Pipelines are composeable, meaning that you can insert an entire pipeline into another pipeline as a step.
Usage
Once you have pipelib
installed (Installation) you
can parse your errors fairly easily, either using ohno as a wrapper or post-run
log parser.
A Simple Example
Here is a simple example to process and filter a list of strings:
import pipelib.steps as step
import pipelib.pipeline as pipeline
# A pipeline to process a list of strings
steps = (
# convert everything to lowercase
step.transform.ToLowercase(),
# don't include anything with "two"
~step.filters.HasPatterns(filters=["two"])
)
# Strings to process
items = ['item-ONE', 'item-TWO', 'item-two-THREE']
p = pipeline.Pipeline(steps)
# The updated and transformed items
updated = p.run(items)
# ['item-one']
In the above, you can always use the ~ symbol to reverse the functionality of a step. E.g., a step named steps.HasMinLength() will return True given that an item has a min length that you’ve provided, and the item will be kept for further processing in the pipeline. However, ~steps.HasMinLength() will do the opposite, not including those same items that have the min length (and keeping those that do not).
Pipeline Logic
Steps are composable, meaning that you can chain them together into logical statements. As an example, let’s say part of my processing needs to determine if a string has a commit reference, where generally I want to check:
the length is >= 10
there are not all letters
It wouldn’t work to check all of these separately (as their own steps) because I want them grouped together as one condition, e.g.,
> Don’t keep if the length is >= 10 AND there are not all letters
We can thus compose steps into this logic as follows:
import pipelib.steps as step
import pipelib.pipeline as pipeline
# We want to keep those length >= 10 and not all letters
tags = [
'0.9.24--ha87ae23_0',
'0.9.19--1',
'0.9.14--1',
'ishouldberemoved',
'0.9.10--hdbcaa40_3']
# A pipeline to process docker tags
steps = (
# Example of chaining steps together
step.filters.HasMinLength(length=10) & ~step.filters.HasAllLetters(),
)
p = pipeline.Pipeline(steps)
# The updated and transformed items
updated = p.run(tags)
# ['0.9.24--ha87ae23_0', '0.9.10--hdbcaa40_3']
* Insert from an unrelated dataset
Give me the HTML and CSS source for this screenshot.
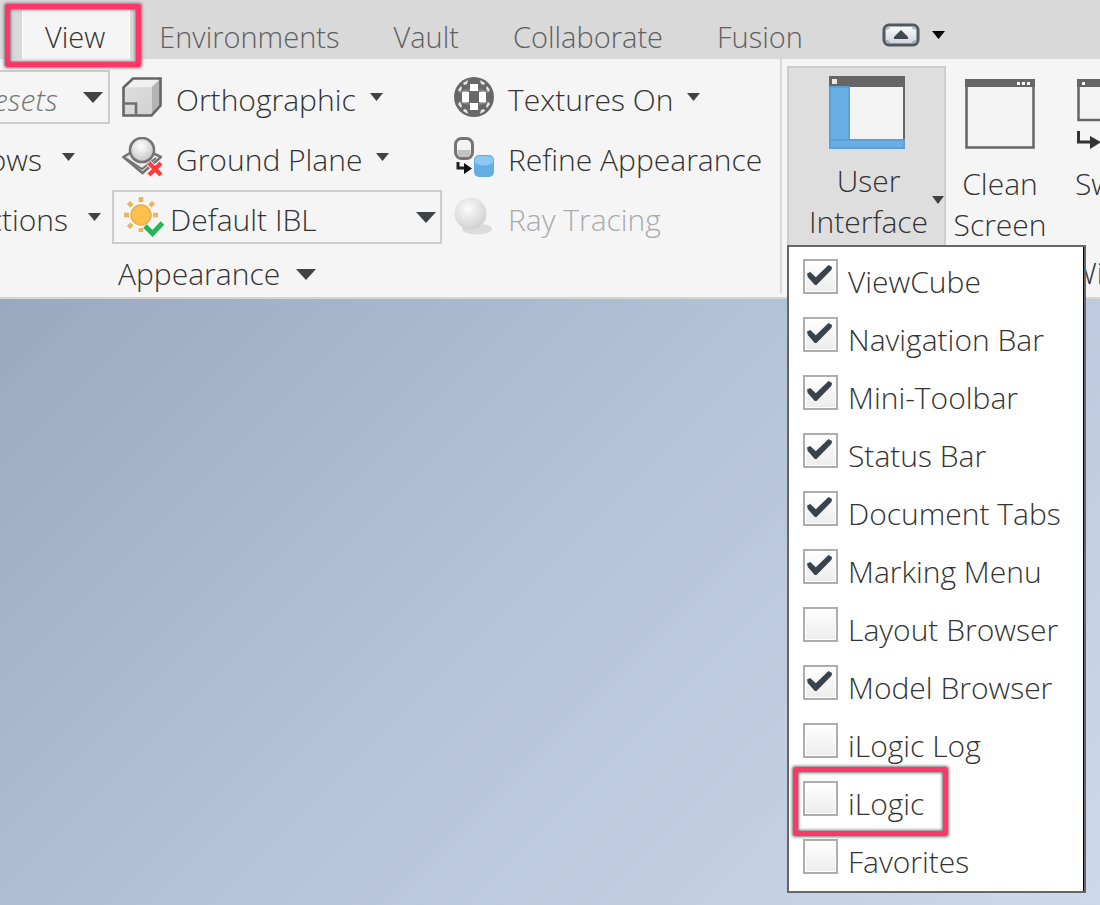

As expected, the above returned have length >= 10 and aren’t all letters! And technically, the pipeline above only has one step, which is generated with out custom logic. Note that for this to work, you need to chain together steps of the same type. All of the above are class BooleanStep so they will return a True or False that can be combined (&), and an outcome that we can take the inverse of (~).
Combining Pipelines
It might be the case that you want to re-use the same pipeline over again, or even include it with another pipeline! We can actually do that by just using the pipeline as a step. To start with our previous example, let’s say we turn it into some kind of check for a commit, because commits never have all letters and are usually >= 10. Maybe we want to run these preprocessing steps, split the tag by the – to remove the remainder, and then turn it into a Version we can sort.
import pipelib.steps as step
import pipelib.pipeline as pipeline
fruits = ["Orange", "Melon", "Watermelon", "Fruit23"]
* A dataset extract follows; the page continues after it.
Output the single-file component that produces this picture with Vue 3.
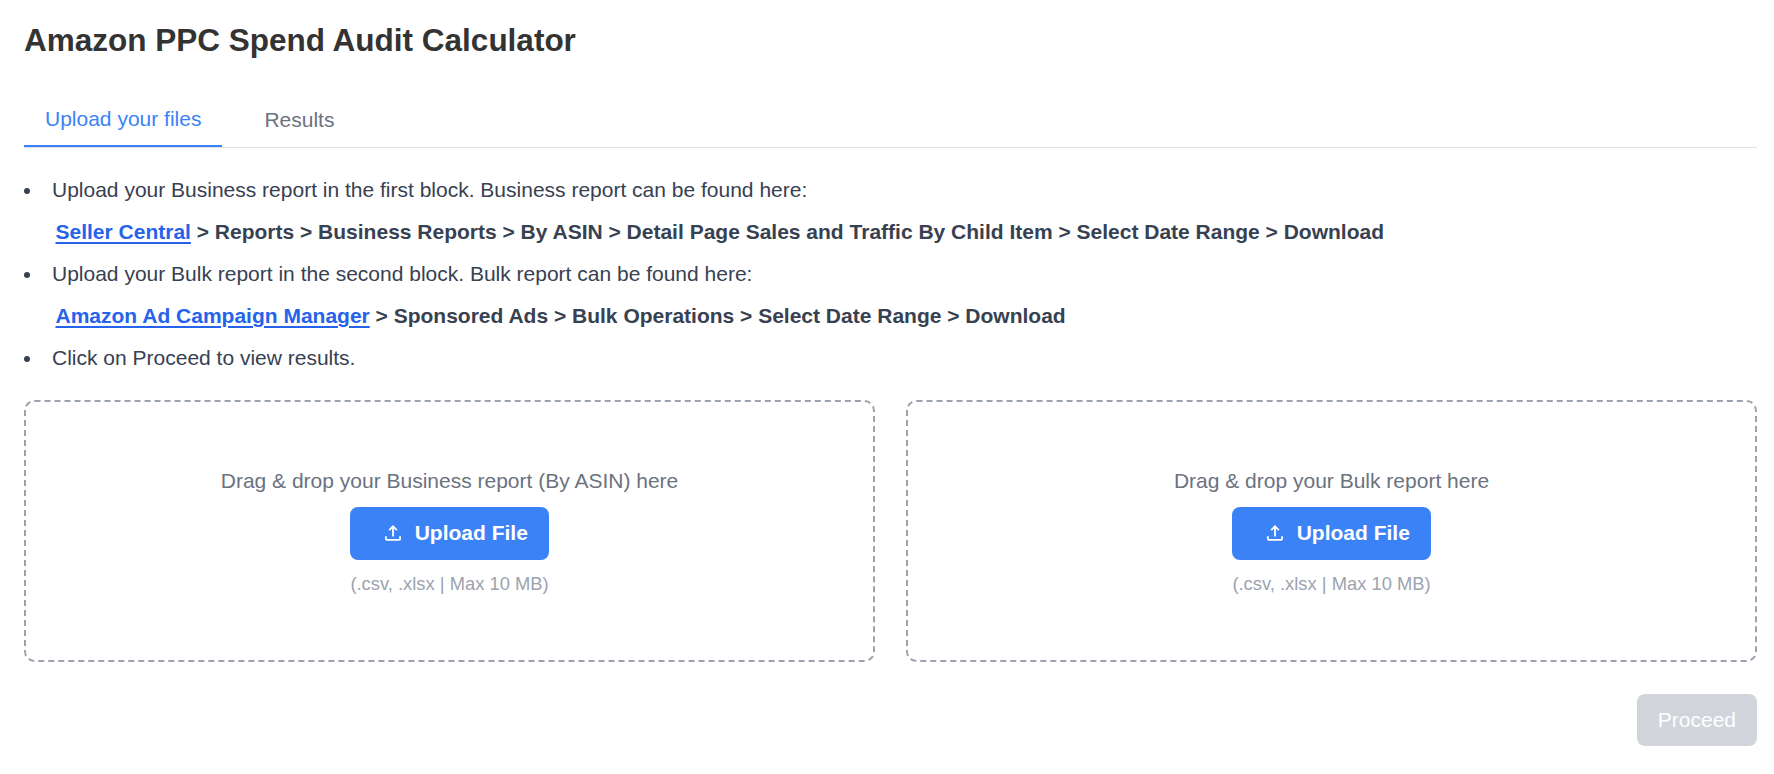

preprocess = pipeline.Pipeline(
steps = (
# Example of chaining steps together
step.filters.HasMaxLength(length=8) & step.filters.HasAllLetters(),
)
)
# Add this preprocess step alongside other steps (make lowercase)
steps = (
step.transform.ToLowercase(),
preprocess,
)
# Createa a new pipeline and run
p = pipeline.Pipeline(steps)
# We should expect orange and melon!
updated = p.run(fruits)
['orange', 'melon']
Steps
The following steps are available
type |
name |
module |
description |
---|---|---|---|
filter |
HasMaxLength |
HasMaxLength |
Keep items (return true) given a maximum length |
filter |
HasMinLength |
HasMinLength |
Keep items (return true) given a minimum length |
filter |
HasAllLetters |
HasAllLetters |
Keep items with all letters (no numbers or special characters) |
filter |
HasAllLowerLettersNumbers |
HasAllLowerLettersNumbers |
Keep the string if it’s the string is only lowercase letters and numbers. |
filter |
HasPatterns |
HasPatterns |
Determine if items match a pattern of interest. |
filter |
CleanCommit |
CleanCommit |
Given a container tag that has – and _ separating some commit and version, |
transform |
SplitAndJoinN |
SplitAndJoinN |
Split a string by one delimiter, join by another. |
transform |
ToLowercase |
ToLowercase |
Convert the item to all lowercase. |
transform |
ToString |
ToString |
Convert the item to a string (typically from a wrapper) |
container |
ContainerTagSort |
ContainerTagSort |
Parse container tag versions and return a filtered and sorted set. |
sort |
BasicSort |
BasicSort |
Sort the list of items |
You can easily look at the steps that are provided:
from pipelib.steps import all_steps
In [1]: all_steps
Out[1]:
{'filter': {'HasMaxLength': pipelib.steps.filters.numeric.HasMaxLength,
'HasMinLength': pipelib.steps.filters.numeric.HasMinLength,
'HasAllLetters': pipelib.steps.filters.strings.HasAllLetters,
'HasAllLowerLettersNumbers': pipelib.steps.filters.strings.HasAllLowerLettersNumbers,
'HasPatterns': pipelib.steps.filters.strings.HasPatterns,
'CleanCommit': pipelib.steps.filters.git.CleanCommit},
'transform': {'ToInteger': pipelib.steps.transform.numeric.ToInteger,
'SplitAndJoinN': pipelib.steps.transform.strings.SplitAndJoinN,
'ToLowercase': pipelib.steps.transform.strings.ToLowercase,
'ToString': pipelib.steps.transform.strings.ToString},
'container': {'ContainerTagSort': pipelib.steps.container.tags.ContainerTagSort},
'sort': {'BasicSort': pipelib.steps.sort.basic.BasicSort},
'release': {'MajorTagSort': pipelib.steps.release.tags.MajorTagSort}}
This library is under development and we will have more documentation coming soon!